Incidentally, your final if condition tests a boolean; it can be simplified to if (isPrime).
Your strategy is to test each number from 2 through num for primality by scanning for factors other than itself and 1. That's ok, albeit a bit simplisitic, but your implementation is seriously broken.
An approach involving scanning for factors implies that you start by guessing that the number being tested is prime, and then go looking for evidence that it isn't. You've missed the "guessing it's prime" part, which in your particular code would take the form of setting isPrime to true at the beginning of your outer loop.
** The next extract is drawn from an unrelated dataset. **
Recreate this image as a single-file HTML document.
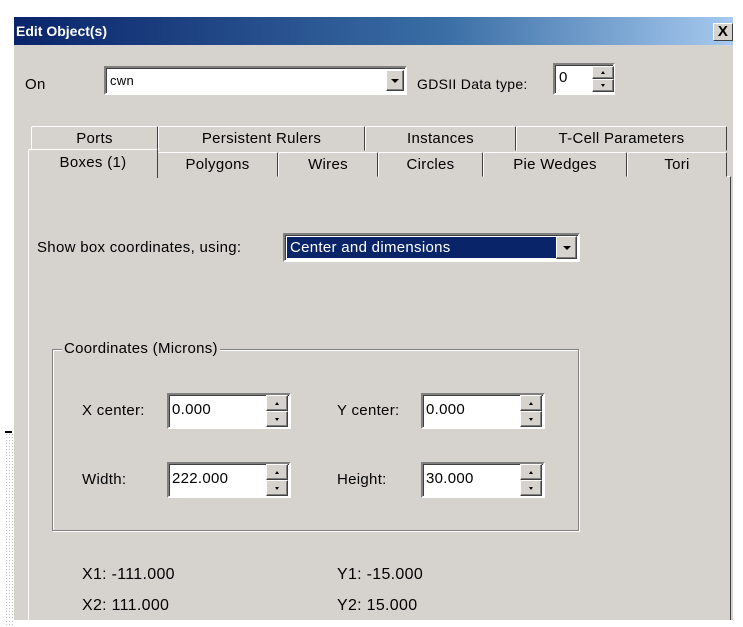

Your code, on the other hand, never resets isPrime to true after testing the case of a == 5. That variable will be set to false when testing the case of a == 6, and will remain so for the duration. That is why you always get the result 3 for any input greater than 4.
If you properly reset isPrime in the outer loop then you can also remove the first part of the conditional in the inner loop, as it will be redundant. It is anyway never executed in the cases of a == 2 and a == 3 because the inner loop performs zero iterations in those cases.
Note also that it would be more efficient to break from the inner loop as soon as you determine that a is composite, and that you run more iterations of that loop than you need to do for primes (it would be sufficient to loop until i exceeds the square root of a; that is, until i * i > a).
Finally, note that this problem would be more efficiently implemented via the Seive of Eratosthenes (or one of the other prime number seives) as long as the numbers you want to test are not so large that the needed array would be prohibitively large.
I simplified your code by reducing number of operations which is needed to check if a is 2, 3, or 5.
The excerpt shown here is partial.